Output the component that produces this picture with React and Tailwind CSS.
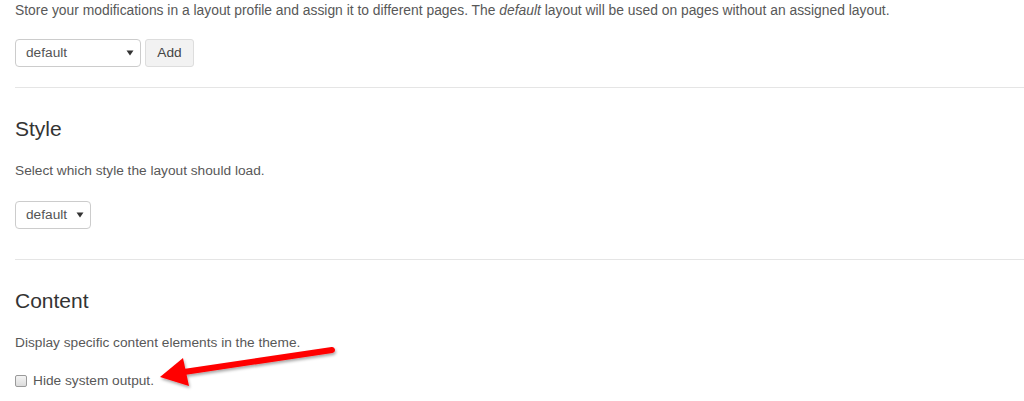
import React from "react";

function Caret() {
  return (
    <svg width="8" height="6" viewBox="0 0 8 6" className="shrink-0">
      <path d="M0.5 0.5 L7.5 0.5 L4 5.5 Z" fill="#333" />
    </svg>
  );
}

export default function App() {
  return (
    <div className="relative w-[1024px] h-[401px] overflow-hidden bg-white font-['Liberation_Sans',Arial,sans-serif] text-[13.7px] text-[#585858]">
      <div className="pl-[15px]">
        <p className="leading-[20px] text-[13.85px]">
          Store your modifications in a layout profile and assign it to different pages. The <em>default</em> layout will be used on pages without an assigned layout.
        </p>
        <div className="mt-[19px] flex gap-[4px] h-[28px]">
          <div className="w-[126px] h-[28px] border border-[#ccc] rounded-[4px] bg-white flex items-center justify-between pl-[10px] pr-[6px] text-[#555]">
            <span>default</span>
            <Caret />
          </div>
          <div className="w-[49px] h-[28px] border border-[#ddd] rounded-[3px] bg-[#f2f2f2] flex items-center justify-center text-[#444]">
            Add
          </div>
        </div>
        <div className="mt-[20px] h-px bg-[#e5e5e5]" />

        <h3 className="mt-[29px] text-[21px] leading-[24px] text-[#333]">Style</h3>
        <p className="mt-[20px] leading-[20px]">Select which style the layout should load.</p>
        <div className="mt-[20px] w-[76px] h-[28px] border border-[#ccc] rounded-[4px] bg-white flex items-center justify-between pl-[10px] pr-[6px] text-[#555]">
          <span>default</span>
          <Caret />
        </div>
        <div className="mt-[30px] h-px bg-[#e5e5e5]" />

        <h3 className="mt-[29px] text-[21px] leading-[24px] text-[#333]">Content</h3>
        <p className="mt-[20px] leading-[20px]">Display specific content elements in the theme.</p>
        <label className="mt-[18px] flex items-center gap-[6px] leading-[20px]">
          <span className="w-[12px] h-[12px] border border-[#9a9a9a] rounded-[2px] bg-gradient-to-b from-[#f4f4f4] to-[#dcdcdc]" />
          <span>Hide system output.</span>
        </label>
      </div>

      <svg className="absolute left-0 top-0 pointer-events-none" width="1024" height="401" viewBox="0 0 1024 401">
        <defs>
          <filter id="sh" x="-20%" y="-50%" width="140%" height="200%">
            <feDropShadow dx="1" dy="2" stdDeviation="1.5" floodColor="#000" floodOpacity="0.35" />
          </filter>
        </defs>
        <g filter="url(#sh)">
          <line x1="332" y1="350" x2="184" y2="372" stroke="#f00" strokeWidth="6" strokeLinecap="round" />
          <polygon points="160,377 183,358 189,386" fill="#f00" />
        </g>
      </svg>
    </div>
  );
}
━━━━━━━━━━━━━━━━
Required task
Give back every line exactly as it stands, pictures excluded.

Expected answer
Output the component that produces this picture with React and Tailwind CSS.
import React from "react";

function Caret() {
  return (
    <svg width="8" height="6" viewBox="0 0 8 6" className="shrink-0">
      <path d="M0.5 0.5 L7.5 0.5 L4 5.5 Z" fill="#333" />
    </svg>
  );
}

export default function App() {
  return (
    <div className="relative w-[1024px] h-[401px] overflow-hidden bg-white font-['Liberation_Sans',Arial,sans-serif] text-[13.7px] text-[#585858]">
      <div className="pl-[15px]">
        <p className="leading-[20px] text-[13.85px]">
          Store your modifications in a layout profile and assign it to different pages. The <em>default</em> layout will be used on pages without an assigned layout.
        </p>
        <div className="mt-[19px] flex gap-[4px] h-[28px]">
          <div className="w-[126px] h-[28px] border border-[#ccc] rounded-[4px] bg-white flex items-center justify-between pl-[10px] pr-[6px] text-[#555]">
            <span>default</span>
            <Caret />
          </div>
          <div className="w-[49px] h-[28px] border border-[#ddd] rounded-[3px] bg-[#f2f2f2] flex items-center justify-center text-[#444]">
            Add
          </div>
        </div>
        <div className="mt-[20px] h-px bg-[#e5e5e5]" />

        <h3 className="mt-[29px] text-[21px] leading-[24px] text-[#333]">Style</h3>
        <p className="mt-[20px] leading-[20px]">Select which style the layout should load.</p>
        <div className="mt-[20px] w-[76px] h-[28px] border border-[#ccc] rounded-[4px] bg-white flex items-center justify-between pl-[10px] pr-[6px] text-[#555]">
          <span>default</span>
          <Caret />
        </div>
        <div className="mt-[30px] h-px bg-[#e5e5e5]" />

        <h3 className="mt-[29px] text-[21px] leading-[24px] text-[#333]">Content</h3>
        <p className="mt-[20px] leading-[20px]">Display specific content elements in the theme.</p>
        <label className="mt-[18px] flex items-center gap-[6px] leading-[20px]">
          <span className="w-[12px] h-[12px] border border-[#9a9a9a] rounded-[2px] bg-gradient-to-b from-[#f4f4f4] to-[#dcdcdc]" />
          <span>Hide system output.</span>
        </label>
      </div>

      <svg className="absolute left-0 top-0 pointer-events-none" width="1024" height="401" viewBox="0 0 1024 401">
        <defs>
          <filter id="sh" x="-20%" y="-50%" width="140%" height="200%">
            <feDropShadow dx="1" dy="2" stdDeviation="1.5" floodColor="#000" floodOpacity="0.35" />
          </filter>
        </defs>
        <g filter="url(#sh)">
          <line x1="332" y1="350" x2="184" y2="372" stroke="#f00" strokeWidth="6" strokeLinecap="round" />
          <polygon points="160,377 183,358 189,386" fill="#f00" />
        </g>
      </svg>
    </div>
  );
}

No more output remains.